Shanker is also sceptical of CEO Martin Sullivan’s ability to lead AIG out of its hole given two recent senior level departures and investors’ lack of confidence in management:
Recent material losses and the need to raise capital have weakened investor confidence in a management that had ardently stated its confidence in AIG’s excess capital position, strong balance sheet and ability to avoid such losses. With two senior management departures, we believe that CEO Martin Sullivan will need to act quickly and decisively to manage AIG back to stability and profitability in order to regain investor confidence.

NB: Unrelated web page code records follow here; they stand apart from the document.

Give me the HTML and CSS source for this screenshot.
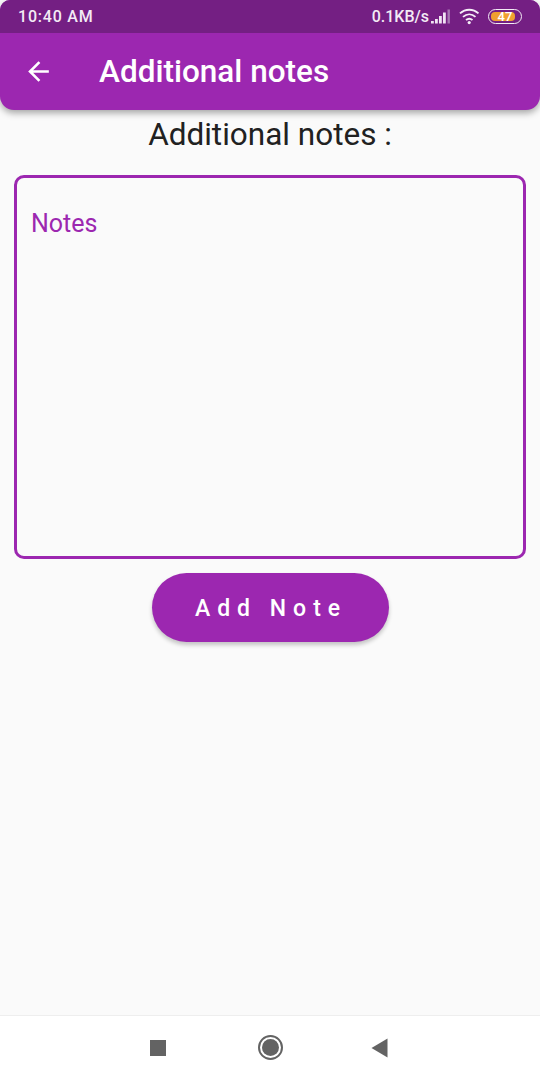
FILE: index.html
```html
<!DOCTYPE html>
<html lang="en">
<head>
<meta charset="utf-8">
<title>Additional notes</title>
<link rel="stylesheet" href="styles.css">
</head>
<body>
<div class="screen">
  <header class="appbar">
    <div class="statusbar">
      <span class="time">10:40 AM</span>
      <div class="status-right">
        <span class="speed">0.1KB/s</span>
        <svg class="signal" width="20" height="15" viewBox="0 0 20 15"><rect x="0" y="12" width="2.800" height="2.500" fill="#f0e4f3"/><rect x="4" y="10" width="2.800" height="4.500" fill="#f0e4f3"/><rect x="8" y="7" width="2.800" height="7.500" fill="#f0e4f3"/><rect x="12" y="3.500" width="2.800" height="11" fill="#f0e4f3"/><rect x="16.500" y="0.500" width="2.400" height="14" fill="#a878b4"/></svg>
        <svg class="wifi" width="21" height="17" viewBox="0 0 21 17"><g fill="none" stroke="#f5eef7" stroke-width="1.900"><path d="M1 5.400C6.400 .6 14.100 .6 19.500 5.400"/><path d="M4 8.900C7.800 5.500 12.700 5.500 16.500 8.900"/><path d="M7 12C9 10.400 11.500 10.400 13.500 12"/></g><circle cx="10.200" cy="14.600" r="1.600" fill="#f5eef7"/></svg>
        <div class="battery">
          <div class="battery-fill"></div>
          <span class="battery-text">47</span>
        </div>
      </div>
    </div>
    <div class="toolbar">
      <svg class="back" viewBox="0 0 24 24"><path d="M20 11H7.830l5.590-5.590L12 4l-8 8 8 8 1.410-1.410L7.830 13H20v-2z" fill="#fff"/></svg>
      <h1 class="title">Additional notes</h1>
    </div>
  </header>
  <main class="content">
    <h2 class="heading">Additional notes :</h2>
    <div class="notes-box"><span class="notes-label">Notes</span></div>
    <button class="add-btn" type="button">Add Note</button>
  </main>
  <nav class="navbar">
    <span class="nav-square"></span>
    <span class="nav-circle"><span class="nav-dot"></span></span>
    <svg class="nav-back" width="17" height="20" viewBox="0 0 17 20"><path d="M16.500 0.500V19.500L0.500 10Z" fill="#636363"/></svg>
  </nav>
</div>
</body>
</html>
```
FILE: styles.css
```css
* { box-sizing: border-box; }
html, body { margin: 0; padding: 0; }
body { width: 540px; height: 1080px; overflow: hidden; background: #fafafa; font-family: Roboto, "Liberation Sans", sans-serif; }
.screen { width: 540px; height: 1080px; display: flex; flex-direction: column; background: #fafafa; }
.appbar { height: 110px; flex: none; background: #9c27b0; border-radius: 10px 10px 14px 14px; box-shadow: 0 3px 7px rgba(0,0,0,.35); position: relative; z-index: 1; }
.statusbar { height: 33px; background: #741f83; border-radius: 10px 10px 0 0; padding: 0 18px; display: flex; align-items: center; justify-content: space-between; color: #f3ebf5; font-size: 16px; font-weight: 500; }
.time { font-size: 16px; letter-spacing: .8px; }
.status-right { display: flex; align-items: center; }
.speed { font-size: 16px; }
.signal { margin-left: 2px; }
.wifi { margin-left: 8px; }
.battery { width: 34px; height: 15px; margin-left: 8px; border: 1.5px solid #f3ebf5; border-radius: 8px; position: relative; overflow: hidden; display: flex; align-items: center; justify-content: center; }
.battery-fill { position: absolute; left: 2px; top: 2px; bottom: 2px; width: 24px; background: #f0a030; border-radius: 4px; }
.battery-text { position: relative; font-size: 13px; line-height: 12px; color: #fff; }
.toolbar { height: 77px; display: flex; align-items: center; padding-left: 23px; }
.back { width: 31px; height: 31px; flex: none; }
.title { margin: 0 0 0 45px; font-size: 31.5px; font-weight: 500; color: #fff; }
.content { flex: 1; display: flex; flex-direction: column; align-items: center; padding: 0 14px; }
.heading { margin: 6px 0 0; font-size: 31.5px; line-height: 38px; font-weight: 400; color: #212121; }
.notes-box { width: 100%; height: 384px; margin-top: 21px; border: 3px solid #9c27b0; border-radius: 10px; padding: 30px 14px; }
.notes-label { font-size: 25px; line-height: 32px; color: #9c27b0; }
.add-btn { width: 237px; height: 69px; margin-top: 14px; border: 0; border-radius: 35px; background: #9c27b0; color: #fff; font-family: inherit; font-size: 23px; font-weight: 500; letter-spacing: 7px; padding: 2px 0 0 2px; box-shadow: 0 3px 4px rgba(0,0,0,.22); }
.navbar { height: 65px; flex: none; background: #fff; border-top: 1px solid #eee; display: flex; align-items: center; padding-left: 150px; padding-bottom: 1px; }
.nav-square { width: 16px; height: 16px; background: #636363; }
.nav-circle { width: 25px; height: 25px; margin-left: 92px; border: 2px solid #636363; border-radius: 50%; display: flex; align-items: center; justify-content: center; }
.nav-dot { width: 17px; height: 17px; border-radius: 50%; background: #636363; }
.nav-back { margin-left: 88px; }
```
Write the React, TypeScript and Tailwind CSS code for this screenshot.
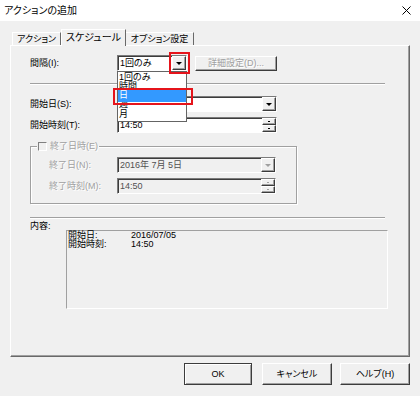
import React from 'react';

const sunken =
  'border border-t-[#7a7a7a] border-l-[#7a7a7a] border-b-white border-r-white shadow-[inset_1px_1px_0_#3c3c3c]';
const raised =
  'border border-t-white border-l-white border-b-[#3c3c3c] border-r-[#3c3c3c] shadow-[inset_-1px_-1px_0_#a0a0a0]';
const disabledText = 'text-[#a0a0a0] [text-shadow:1px_1px_0_#fff]';

function DropBtn({ disabled = false }: { disabled?: boolean }) {
  return (
    <span className={`${raised} w-[14px] h-full bg-[#f0f0f0] flex items-center justify-center`}>
      <span
        className={`w-0 h-0 border-x-[3px] border-x-transparent border-t-[3px] ${
          disabled ? 'border-t-[#a0a0a0]' : 'border-t-black'
        }`}
      />
    </span>
  );
}

function SpinBtn({ disabled = false }: { disabled?: boolean }) {
  const arrow = disabled ? 'bg-[#a0a0a0]' : 'bg-black';
  return (
    <span className="w-[14px] h-full flex flex-col">
      <span className={`${raised} flex-1 bg-[#f0f0f0] flex items-center justify-center`}>
        <span className={`w-[2px] h-[1px] ${arrow}`} />
      </span>
      <span className={`${raised} flex-1 bg-[#f0f0f0] flex items-center justify-center`}>
        <span className={`w-[2px] h-[1px] ${arrow}`} />
      </span>
    </span>
  );
}

function Separator() {
  return <div className="w-[355px] h-[2px] border-t border-t-[#a0a0a0] border-b border-b-white" />;
}

export default function App() {
  return (
    <div className="relative w-[420px] h-[396px] overflow-hidden bg-[#f0f0f0] text-[9px] leading-[11px] text-black font-['Liberation_Sans','Noto_Sans_CJK_JP',sans-serif] [font-feature-settings:'palt']">
      {/* title bar */}
      <div className="h-[21px] bg-white flex items-center justify-between pl-[4px] pr-[9px]">
        <span className="text-[10px]">アクションの追加</span>
        <svg width="9" height="9" viewBox="0 0 9 9">
          <path d="M0.5 0.5 L8.5 8.5 M8.5 0.5 L0.5 8.5" stroke="#000" strokeWidth="1" />
        </svg>
      </div>

      {/* tabs */}
      <div className="h-[24px] flex items-end pl-[12px]">
        <div className="w-[49px] h-[13px] flex items-center justify-center border-t border-l border-r border-t-white border-l-white border-r-[#696969]">
          アクション
        </div>
        <div className="relative z-10 -mb-px w-[65px] h-[17px] pb-[2px] bg-[#f0f0f0] flex items-center justify-center border-t border-l border-r border-t-white border-l-white border-r-[#696969] text-[10px]">
          スケジュール
        </div>
        <div className="w-[68px] h-[13px] flex items-center justify-center border-t border-r border-t-white border-r-[#696969]">
          オプション設定
        </div>
      </div>

      {/* tab panel */}
      <div className="ml-[10px] w-[400px] h-[312px] border border-t-white border-l-white border-r-[#696969] border-b-[#696969] shadow-[inset_-1px_-1px_0_#a0a0a0] pl-[19px] pt-[9px]">
        <div className="flex items-center h-[16px]">
          <span className="w-[87px]">間隔(I):</span>
          <div className={`${sunken} w-[70px] h-[16px] bg-white flex items-center`}>
            <span className="flex-1 pl-[2px]">1回のみ</span>
            <DropBtn />
          </div>
          <div className={`${raised} ${disabledText} ml-[8px] w-[82px] h-[15px] flex items-center justify-center`}>
            詳細設定(D)...
          </div>
        </div>

        <div className="mt-[12px]">
          <Separator />
        </div>

        <div className="mt-[11px] flex items-center h-[16px]">
          <span className="w-[87px]">開始日(S):</span>
          <div className={`${sunken} w-[160px] h-[16px] bg-white flex items-center`}>
            <span className="flex-1" />
            <DropBtn />
          </div>
        </div>

        <div className="mt-[5px] flex items-center h-[16px]">
          <span className="w-[87px]">開始時刻(T):</span>
          <div className={`${sunken} w-[160px] h-[16px] bg-white flex items-center`}>
            <span className="flex-1 pl-[2px]">14:50</span>
            <SpinBtn />
          </div>
        </div>

        {/* end date group */}
        <div className="relative mt-[13px] w-[267px] h-[58px] border border-[#a0a0a0] shadow-[1px_1px_0_#fff,inset_1px_1px_0_#fff] pl-[18px] pt-[10px]">
          <div className="absolute -top-[6px] left-[6px] h-[11px] px-[1px] bg-[#f0f0f0] flex items-center gap-[3px]">
            <span className="w-[9px] h-[9px] border-t border-l border-t-[#808080] border-l-[#808080] border-b border-r border-b-white border-r-white" />
            <span className={disabledText}>終了日時(E)</span>
          </div>
          <div className="flex items-center h-[16px]">
            <span className={`w-[68px] ${disabledText}`}>終了日(N):</span>
            <div className={`${sunken} w-[159px] h-[16px] flex items-center text-[#505050]`}>
              <span className="flex-1 pl-[2px]">2016年 7月 5日</span>
              <DropBtn disabled />
            </div>
          </div>
          <div className="mt-[5px] flex items-center h-[16px]">
            <span className={`w-[68px] ${disabledText}`}>終了時刻(M):</span>
            <div className={`${sunken} w-[159px] h-[16px] flex items-center text-[#505050]`}>
              <span className="flex-1 pl-[2px]">14:50</span>
              <SpinBtn disabled />
            </div>
          </div>
        </div>

        <div className="mt-[13px]">
          <Separator />
        </div>

        {/* summary */}
        <div className="mt-[11px] flex">
          <span className="w-[36px] -mt-[9px] self-start">内容:</span>
          <div className="w-[322px] h-[79px] border border-t-[#a0a0a0] border-l-[#a0a0a0] border-b-white border-r-white pl-[1px] leading-[9px]">
            <div className="grid grid-cols-[63px_auto]">
              <span>開始日:</span>
              <span>2016/07/05</span>
              <span>開始時刻:</span>
              <span>14:50</span>
            </div>
          </div>
        </div>
      </div>

      {/* dialog buttons */}
      <div className="mt-[6px] flex h-[22px]">
        <div className="ml-[184px] w-[68px] h-full border border-[#3c3c3c] shadow-[inset_1px_1px_0_#fff,inset_-1px_-1px_0_#a0a0a0] flex items-center justify-center">
          OK
        </div>
        <div className={`${raised} ml-[10px] w-[70px] h-full flex items-center justify-center`}>キャンセル</div>
        <div className={`${raised} ml-[8px] w-[70px] h-full flex items-center justify-center`}>ヘルプ(H)</div>
      </div>

      {/* open dropdown list */}
      <div className="absolute left-[117px] top-[71px] w-[70px] h-[51px] bg-white border border-[#646464] overflow-hidden">
        <span className="absolute left-[1px] top-0">1回のみ</span>
        <span className="absolute left-[1px] top-[9px]">時間</span>
        <span className="absolute left-[1px] top-[27px]">週</span>
        <div className="absolute left-0 right-0 top-[17px] h-[13px] bg-[#3399ff] text-white pl-[1px] flex items-center">日</div>
        <span className="absolute left-[1px] top-[37px]">月</span>
      </div>

      {/* red highlight boxes */}
      <div className="absolute left-[169px] top-[52px] w-[21px] h-[22px] border-2 border-[#e5141b]" />
      <div className="absolute left-[113px] top-[88px] w-[80px] h-[17px] border-2 border-[#e5141b]" />
    </div>
  );
}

Finally, Shanker cites AIG’s weak balance sheet, a deteriorating macro environment, and softening fundamentals in its core business:
With an accumulated pre-tax MTM of $20 billion related to AIGFP’s CDS portfolio, $9.7 billion of realised capital losses, mostly OTTI, another $18.6 billion in unrealized losses, as well as material losses in UGC and a slowdown in AGF, AIG’s largest challenge is to manage its credit and mortgage
related assets and liabilities.
P&C underwriting results, excluding UGC, decreased by 45% year-over-year, even as favourable development accounted for 40% of underwriting profits. Softening markets, inflationary pressures and possible D&O losses will likely continue to pressure results. We expect lower partnership
income and increased competition to temper life insurance results. Target price drops $6, to $41.